Grace Kelly received her second (and last) Oscar nomination and only award for playing Georgie Elgin, a woman married to an alcoholic has-been in the movie The Country Girl. Kelly's win caused enough controversy. Some loathe it, some think it's deserving. Actually she won by seven votes or so, which (according to the rumors) belonged to Judy Garland's old MGM bosses. So it was a great surprise that Kelly won over Garland, who seemed to be a shoo-in. I guess that the fact that she had the brilliant Rear Window (in which she was much better and more interesting) and Dial M for Murder might have helped her win.
The Country Girl is not a bad movie, but not a great one either. It's a decently made old movie, which has some drama in it, and yet it wasn't able to really impress me. The same goes for Bing Crosby's performance (well, only to a degree). He's unbelievable in some of the scenes but sometimes his performance slows down. Nevertheless, I can say that this is definitely Crosby's best performance in any movie and he richly deserved the nomination. William Holden is also good, but he got the least baity role.
Grace Kelly. A very familiar feeling came to me again after 2002 and some of 1978: dissatisfaction. It's really the worst thing that can happen as it means that the acting was actually good, but something kept me from totally embracing it. I had the same emotions I had with Nicole Kidman: there's one extremely moving scene, which stands out too much and makes the other parts look even weaker. But that scene is satisfying in a way.
First of all, I have to say (as many people before me) that Kelly was totally miscast as she was a) too young b) too inexperienced c) too beautiful (OMG, one could write thousands of pages about her beauty). People say that Susan Hayward started the so-called "acting for Oscar with baity, loud roles" tradition and that Grace Kelly is the origin of the deglam wins. I SO wanted to disagree and love her, but she really wasn't enough.

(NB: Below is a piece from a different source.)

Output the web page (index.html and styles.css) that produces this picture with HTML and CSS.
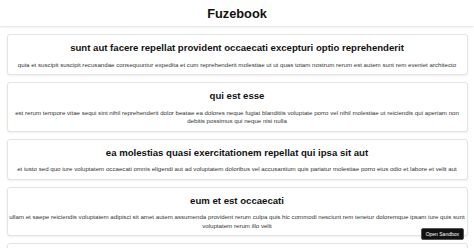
FILE: index.html
```html
<!DOCTYPE html>
<html lang="en">
<head>
<meta charset="utf-8">
<title>Fuzebook</title>
<link rel="stylesheet" href="styles.css">
</head>
<body>
<header class="topbar"><h1 class="brand">Fuzebook</h1></header>
<main class="feed">
  <article class="post">
    <h2 class="post-title">sunt aut facere repellat provident occaecati excepturi optio reprehenderit</h2>
    <p class="post-body">quia et suscipit suscipit recusandae consequuntur expedita et cum reprehenderit molestiae ut ut quas totam nostrum rerum est autem sunt rem eveniet architecto</p>
  </article>
  <article class="post">
    <h2 class="post-title">qui est esse</h2>
    <p class="post-body">est rerum tempore vitae sequi sint nihil reprehenderit dolor beatae ea dolores neque fugiat blanditiis voluptate porro vel nihil molestiae ut reiciendis qui aperiam non debitis possimus qui neque nisi nulla</p>
  </article>
  <article class="post">
    <h2 class="post-title">ea molestias quasi exercitationem repellat qui ipsa sit aut</h2>
    <p class="post-body">et iusto sed quo iure voluptatem occaecati omnis eligendi aut ad voluptatem doloribus vel accusantium quis pariatur molestiae porro eius odio et labore et velit aut</p>
  </article>
  <article class="post">
    <h2 class="post-title">eum et est occaecati</h2>
    <p class="post-body">ullam et saepe reiciendis voluptatem adipisci sit amet autem assumenda provident rerum culpa quis hic commodi nesciunt rem tenetur doloremque ipsam iure quis sunt voluptatem rerum illo velit</p>
  </article>
  <article class="post">
    <h2 class="post-title">nesciunt quas odio</h2>
    <p class="post-body">repudiandae veniam quaerat sunt sed alias aut fugiat sit autem sed est voluptatem omnis possimus esse voluptatibus quis est aut tenetur dolor neque</p>
  </article>
</main>
<a class="sandbox-btn" href="#">Open Sandbox</a>
</body>
</html>
```
FILE: styles.css
```css
* { box-sizing: border-box; }
html, body { margin: 0; padding: 0; background: #fff; }
body {
  font-family: "Liberation Sans", Arial, sans-serif;
  color: #222;
  overflow: hidden;
}
.topbar {
  height: 26px;
  display: flex;
  align-items: center;
  justify-content: center;
  background: #fff;
  box-shadow: 0 1px 2px rgba(0, 0, 0, 0.13);
  position: relative;
  z-index: 1;
}
.brand {
  margin: 0;
  padding-top: 1px;
  font-size: 12.8px;
  line-height: 15px;
  font-weight: bold;
  color: #111;
}
.feed {
  display: flex;
  flex-direction: column;
  gap: 7px;
  padding: 8px 6.5px 0;
}
.post {
  border: 1px solid #e4e4e4;
  border-radius: 3px;
  box-shadow: 0 1px 2px rgba(0, 0, 0, 0.07);
  padding: 7px 0 5px;
  text-align: center;
  background: #fff;
}
.post-title {
  margin: 0 0 7.5px;
  font-size: 9.6px;
  line-height: 11px;
  font-weight: bold;
  color: #111;
}
.post-body {
  margin: 0;
  font-size: 6.15px;
  line-height: 8.5px;
  color: #333;
}
.sandbox-btn {
  position: fixed;
  right: 10px;
  bottom: 8px;
  height: 12px;
  padding: 0 4px;
  display: flex;
  align-items: center;
  background: #111;
  border: 1px solid #555;
  border-radius: 2px;
  color: #fff;
  font-size: 5px;
  text-decoration: none;
}
```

I was always trying to love her and embrace the character of Georgie, but the main problem is that Kelly didn't embrace the character herself enough to grab my attention. The weakest thing about her was her delivery of the lines: sometimes I felt as if she was at school saying a poem at a literature lesson. She did not connect the emotions to the dialogue and it caused a very mixed bag. I knew (and felt) that the emotions were inside her and she let some out with her face and eyes, but I did not get enough. And yet somehow she was able to make me sorry for her character and sometimes she even moved me.
However, she was able to build her character and show some development in it: Georgie is a bitter, incredibly sad and worried person who tries to control everything to prevent disaster and to protect his husband to whom she's very attached. I could always see how much Georgie was struggling, but not Kelly: she made it look quite easy actually.
As I said, in the beginning I had no emotional connection to the character of Georgie, but as the movie went on I got more and more close to her. There's a climatic confrontation scene between her and William Holden at the police station which is brilliant, and from there it seemed to me as if Kelly's performance got some life and by this, it became so much more interesting. This is especially visible in her last scenes, where she does not have much to say (and thank God she can rely on the emotions of her body) and her silence has so much weight.
Rating in this case is not very easy and I think that this may change. On the one hand, she's painfully miscast and in the beginning she has no weight. On the other hand, in the end her presence and effect is quite strong and is worthy of my praise. Not easy to judge it, but I myself missed her mysterious persona from her other movies, in other words, the essence of Grace Kelly. One part is around a 3, the other is around a 4, so it's somewhere around 3.5. Not easy, not easy. A weirdly effective and very uneven performance.